The online Urban Dictionary defines porch light as “someone who attracts trouble, or crazy people. Like a porch light attracts bugs and unwanted pests, i.e. mosquitoes.” Unlike Sheldon Cooper in The Big Bang Theory, my mother never had me tested. Nevertheless, I don’t think I’m crazy (who ever does), and the rest of the audience, on this and other nights at the Porchlight Theater, seemed perfectly sane to me.
The only trouble I have encountered at the theater is that Michael Weber, the theater’s Artistic Director, sometimes goes into a little too much detail when giving his pre show history lessons on Porchlight Revisits nights like this. So, while it’s interesting to see pictures of all the actors who starred in the 1,082 performances of the Broadway run of They’re Playing Our Song, did I really need to know that lyricist Carole Bayer Sager has several dogs that sleep in her bed with her and her current husband?
As for the show itself, I read a review of a 2010 Los Angeles production that said the show “doesn’t have the weight to require a 2 ½-hour running time” and “would have been much more enjoyable with a loss of 20 minutes.” Porchlight lost more than that (and it wasn’t even Daylight Saving yet – don’t forget to reset your clocks this weekend). It did the show in one hour and forty minutes.
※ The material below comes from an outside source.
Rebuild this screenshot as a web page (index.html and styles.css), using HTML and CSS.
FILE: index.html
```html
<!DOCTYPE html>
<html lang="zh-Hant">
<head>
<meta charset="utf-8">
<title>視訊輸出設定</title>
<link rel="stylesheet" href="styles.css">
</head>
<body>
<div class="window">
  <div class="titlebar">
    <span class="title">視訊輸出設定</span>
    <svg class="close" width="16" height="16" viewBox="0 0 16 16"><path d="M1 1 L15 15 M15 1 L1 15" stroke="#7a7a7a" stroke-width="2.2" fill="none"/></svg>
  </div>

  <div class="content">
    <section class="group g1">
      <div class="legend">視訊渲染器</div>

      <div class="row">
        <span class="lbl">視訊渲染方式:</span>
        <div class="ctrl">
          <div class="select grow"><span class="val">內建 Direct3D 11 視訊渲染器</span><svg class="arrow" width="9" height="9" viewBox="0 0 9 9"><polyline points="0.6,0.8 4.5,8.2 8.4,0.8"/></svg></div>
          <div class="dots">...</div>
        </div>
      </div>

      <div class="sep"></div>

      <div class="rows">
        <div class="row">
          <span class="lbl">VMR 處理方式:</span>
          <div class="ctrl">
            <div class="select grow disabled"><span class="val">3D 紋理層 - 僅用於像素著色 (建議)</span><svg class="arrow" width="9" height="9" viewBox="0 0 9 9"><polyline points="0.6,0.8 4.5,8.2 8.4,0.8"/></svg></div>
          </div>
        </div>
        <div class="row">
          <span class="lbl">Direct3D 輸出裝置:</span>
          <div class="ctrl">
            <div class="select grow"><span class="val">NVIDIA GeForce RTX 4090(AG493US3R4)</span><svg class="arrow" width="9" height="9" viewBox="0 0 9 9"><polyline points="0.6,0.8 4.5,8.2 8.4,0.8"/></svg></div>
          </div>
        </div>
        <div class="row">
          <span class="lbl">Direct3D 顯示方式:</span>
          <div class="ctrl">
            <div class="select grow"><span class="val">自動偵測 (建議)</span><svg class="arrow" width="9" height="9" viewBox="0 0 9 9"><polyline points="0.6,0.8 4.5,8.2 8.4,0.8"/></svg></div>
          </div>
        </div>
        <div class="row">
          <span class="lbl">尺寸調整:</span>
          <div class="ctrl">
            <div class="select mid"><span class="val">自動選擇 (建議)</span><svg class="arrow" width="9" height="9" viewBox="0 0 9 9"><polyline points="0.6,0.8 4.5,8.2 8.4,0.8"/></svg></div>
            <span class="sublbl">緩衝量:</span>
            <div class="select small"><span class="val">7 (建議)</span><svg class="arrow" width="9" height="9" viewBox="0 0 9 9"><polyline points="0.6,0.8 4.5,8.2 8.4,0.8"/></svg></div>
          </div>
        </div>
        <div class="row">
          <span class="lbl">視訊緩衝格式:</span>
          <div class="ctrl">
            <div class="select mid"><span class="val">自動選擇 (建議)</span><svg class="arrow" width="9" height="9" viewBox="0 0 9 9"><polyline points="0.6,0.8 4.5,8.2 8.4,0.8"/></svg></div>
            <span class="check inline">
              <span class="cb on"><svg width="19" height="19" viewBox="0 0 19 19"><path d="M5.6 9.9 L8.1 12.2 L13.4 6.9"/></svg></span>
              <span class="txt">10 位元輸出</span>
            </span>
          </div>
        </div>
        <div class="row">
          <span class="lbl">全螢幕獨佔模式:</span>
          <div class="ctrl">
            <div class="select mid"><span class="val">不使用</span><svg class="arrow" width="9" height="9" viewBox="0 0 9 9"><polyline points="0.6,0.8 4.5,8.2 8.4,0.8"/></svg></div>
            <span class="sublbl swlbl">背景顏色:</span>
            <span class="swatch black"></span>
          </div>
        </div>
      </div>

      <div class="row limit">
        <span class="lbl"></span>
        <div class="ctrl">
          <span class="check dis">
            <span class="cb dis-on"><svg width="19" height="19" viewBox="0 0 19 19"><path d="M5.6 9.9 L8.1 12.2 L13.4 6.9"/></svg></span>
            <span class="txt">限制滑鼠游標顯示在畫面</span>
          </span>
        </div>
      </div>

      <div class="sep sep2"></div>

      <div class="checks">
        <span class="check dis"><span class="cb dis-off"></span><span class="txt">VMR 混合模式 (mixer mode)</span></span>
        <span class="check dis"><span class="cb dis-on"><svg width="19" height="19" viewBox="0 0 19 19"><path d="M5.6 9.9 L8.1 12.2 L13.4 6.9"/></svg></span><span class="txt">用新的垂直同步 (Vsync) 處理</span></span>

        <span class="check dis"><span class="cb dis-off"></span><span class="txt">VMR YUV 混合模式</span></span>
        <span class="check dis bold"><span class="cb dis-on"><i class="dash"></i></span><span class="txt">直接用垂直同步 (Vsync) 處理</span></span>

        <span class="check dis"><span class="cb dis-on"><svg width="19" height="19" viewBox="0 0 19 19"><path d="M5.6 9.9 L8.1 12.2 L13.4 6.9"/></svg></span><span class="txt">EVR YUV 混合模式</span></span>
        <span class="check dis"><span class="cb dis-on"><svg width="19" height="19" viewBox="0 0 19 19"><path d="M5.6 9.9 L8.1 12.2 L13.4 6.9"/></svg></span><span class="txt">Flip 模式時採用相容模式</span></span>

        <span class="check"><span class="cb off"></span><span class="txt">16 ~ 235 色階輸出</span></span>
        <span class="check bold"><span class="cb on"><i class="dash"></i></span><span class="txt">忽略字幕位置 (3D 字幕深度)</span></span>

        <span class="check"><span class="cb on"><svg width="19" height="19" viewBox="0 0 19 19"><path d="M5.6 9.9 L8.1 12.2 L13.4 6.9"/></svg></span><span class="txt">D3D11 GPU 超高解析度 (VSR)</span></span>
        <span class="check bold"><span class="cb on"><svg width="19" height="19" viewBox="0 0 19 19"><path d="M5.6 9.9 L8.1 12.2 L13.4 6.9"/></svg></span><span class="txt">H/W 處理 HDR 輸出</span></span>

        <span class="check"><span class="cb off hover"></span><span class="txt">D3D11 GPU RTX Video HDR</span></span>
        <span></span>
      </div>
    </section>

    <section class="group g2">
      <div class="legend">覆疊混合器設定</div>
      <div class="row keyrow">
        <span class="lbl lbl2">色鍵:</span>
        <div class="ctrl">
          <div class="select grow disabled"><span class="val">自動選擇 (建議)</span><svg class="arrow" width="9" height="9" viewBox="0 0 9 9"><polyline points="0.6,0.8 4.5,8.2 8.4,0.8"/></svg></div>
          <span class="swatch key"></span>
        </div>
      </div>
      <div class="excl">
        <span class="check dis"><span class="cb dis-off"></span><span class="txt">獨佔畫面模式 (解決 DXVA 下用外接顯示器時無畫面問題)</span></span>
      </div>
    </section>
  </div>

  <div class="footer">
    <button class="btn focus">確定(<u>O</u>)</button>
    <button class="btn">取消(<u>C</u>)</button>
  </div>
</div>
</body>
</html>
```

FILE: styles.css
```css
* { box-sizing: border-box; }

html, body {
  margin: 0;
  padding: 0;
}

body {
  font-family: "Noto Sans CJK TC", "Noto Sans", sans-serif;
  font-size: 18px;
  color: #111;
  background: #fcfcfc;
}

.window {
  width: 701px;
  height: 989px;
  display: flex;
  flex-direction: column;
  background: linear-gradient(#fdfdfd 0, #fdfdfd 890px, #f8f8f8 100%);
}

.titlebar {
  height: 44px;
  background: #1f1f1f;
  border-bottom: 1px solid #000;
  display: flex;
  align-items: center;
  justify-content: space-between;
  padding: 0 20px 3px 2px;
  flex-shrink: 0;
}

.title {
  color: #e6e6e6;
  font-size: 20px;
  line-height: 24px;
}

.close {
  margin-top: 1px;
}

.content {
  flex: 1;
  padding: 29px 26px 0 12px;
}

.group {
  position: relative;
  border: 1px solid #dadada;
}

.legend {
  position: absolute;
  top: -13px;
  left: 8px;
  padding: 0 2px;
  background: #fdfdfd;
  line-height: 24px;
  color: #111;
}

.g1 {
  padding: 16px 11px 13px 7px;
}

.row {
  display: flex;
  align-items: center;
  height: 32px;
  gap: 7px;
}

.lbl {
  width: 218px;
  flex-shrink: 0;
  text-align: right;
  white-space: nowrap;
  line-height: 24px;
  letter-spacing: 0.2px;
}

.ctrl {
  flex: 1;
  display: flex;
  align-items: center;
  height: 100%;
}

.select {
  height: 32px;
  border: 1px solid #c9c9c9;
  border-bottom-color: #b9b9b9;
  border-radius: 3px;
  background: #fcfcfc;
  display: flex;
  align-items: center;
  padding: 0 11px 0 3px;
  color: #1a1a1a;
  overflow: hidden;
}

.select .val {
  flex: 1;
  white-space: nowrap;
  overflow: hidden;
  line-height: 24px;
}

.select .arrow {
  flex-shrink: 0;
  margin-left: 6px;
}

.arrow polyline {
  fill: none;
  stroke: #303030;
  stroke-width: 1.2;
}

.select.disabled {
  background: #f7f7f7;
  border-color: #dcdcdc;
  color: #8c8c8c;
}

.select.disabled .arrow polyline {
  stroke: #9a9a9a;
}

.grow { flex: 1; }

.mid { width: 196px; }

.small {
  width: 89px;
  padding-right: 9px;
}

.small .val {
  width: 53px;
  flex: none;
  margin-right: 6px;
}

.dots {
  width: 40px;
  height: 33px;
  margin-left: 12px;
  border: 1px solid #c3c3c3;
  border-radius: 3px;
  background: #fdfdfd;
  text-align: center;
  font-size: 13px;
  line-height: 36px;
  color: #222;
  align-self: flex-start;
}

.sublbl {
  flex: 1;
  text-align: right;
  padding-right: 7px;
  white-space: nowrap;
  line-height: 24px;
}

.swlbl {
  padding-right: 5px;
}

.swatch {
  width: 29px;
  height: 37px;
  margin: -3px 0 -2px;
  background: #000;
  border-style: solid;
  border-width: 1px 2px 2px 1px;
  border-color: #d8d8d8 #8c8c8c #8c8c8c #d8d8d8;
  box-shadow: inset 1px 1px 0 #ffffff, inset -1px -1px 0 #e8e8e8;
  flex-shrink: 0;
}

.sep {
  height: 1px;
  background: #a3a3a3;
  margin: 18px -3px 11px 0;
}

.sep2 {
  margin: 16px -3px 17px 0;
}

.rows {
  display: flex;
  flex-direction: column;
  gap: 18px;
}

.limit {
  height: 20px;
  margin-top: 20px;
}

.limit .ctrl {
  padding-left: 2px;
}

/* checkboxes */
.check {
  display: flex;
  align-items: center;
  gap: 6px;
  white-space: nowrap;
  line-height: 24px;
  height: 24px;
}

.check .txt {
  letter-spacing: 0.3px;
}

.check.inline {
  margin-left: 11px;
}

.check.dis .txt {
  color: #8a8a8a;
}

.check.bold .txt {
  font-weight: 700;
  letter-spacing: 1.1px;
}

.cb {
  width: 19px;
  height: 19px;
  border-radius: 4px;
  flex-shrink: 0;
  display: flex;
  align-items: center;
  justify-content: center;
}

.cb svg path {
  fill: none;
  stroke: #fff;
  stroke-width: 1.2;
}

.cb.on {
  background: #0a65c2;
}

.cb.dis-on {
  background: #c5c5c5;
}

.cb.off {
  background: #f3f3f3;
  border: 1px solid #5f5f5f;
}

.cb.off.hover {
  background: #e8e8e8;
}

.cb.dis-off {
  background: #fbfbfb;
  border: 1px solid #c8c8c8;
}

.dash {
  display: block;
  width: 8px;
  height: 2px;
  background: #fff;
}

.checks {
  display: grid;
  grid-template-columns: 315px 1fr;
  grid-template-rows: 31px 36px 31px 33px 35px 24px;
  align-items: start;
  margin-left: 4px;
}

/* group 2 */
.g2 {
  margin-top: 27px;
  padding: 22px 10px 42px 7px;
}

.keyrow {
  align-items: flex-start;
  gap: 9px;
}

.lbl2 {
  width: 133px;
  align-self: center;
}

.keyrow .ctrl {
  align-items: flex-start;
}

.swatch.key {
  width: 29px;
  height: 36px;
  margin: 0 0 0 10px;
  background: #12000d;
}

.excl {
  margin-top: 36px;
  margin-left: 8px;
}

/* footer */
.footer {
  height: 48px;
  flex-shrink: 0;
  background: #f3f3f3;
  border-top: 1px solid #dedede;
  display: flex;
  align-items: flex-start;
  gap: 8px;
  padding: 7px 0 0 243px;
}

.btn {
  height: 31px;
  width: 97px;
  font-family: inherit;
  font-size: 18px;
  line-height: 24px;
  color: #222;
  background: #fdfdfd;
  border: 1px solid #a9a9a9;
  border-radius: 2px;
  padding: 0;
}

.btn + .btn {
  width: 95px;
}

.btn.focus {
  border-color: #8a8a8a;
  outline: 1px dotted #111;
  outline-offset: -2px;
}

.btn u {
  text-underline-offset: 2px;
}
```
In addition to the stars, Lorenzo Rush, Jr. and Sharriesse Hamilton, both of whom I saw in the theater’s 2014 production of Ain’t Misbehavin, there are six performers who act as their inner voices, singing backup, dancing, and inspiring the emotions and mimicking the movements of the leads. Great stuff. Wouldn’t everything be more fun if we had a few inner voices following us around, singing and dancing? Hopefully that wouldn’t require everyone getting tested.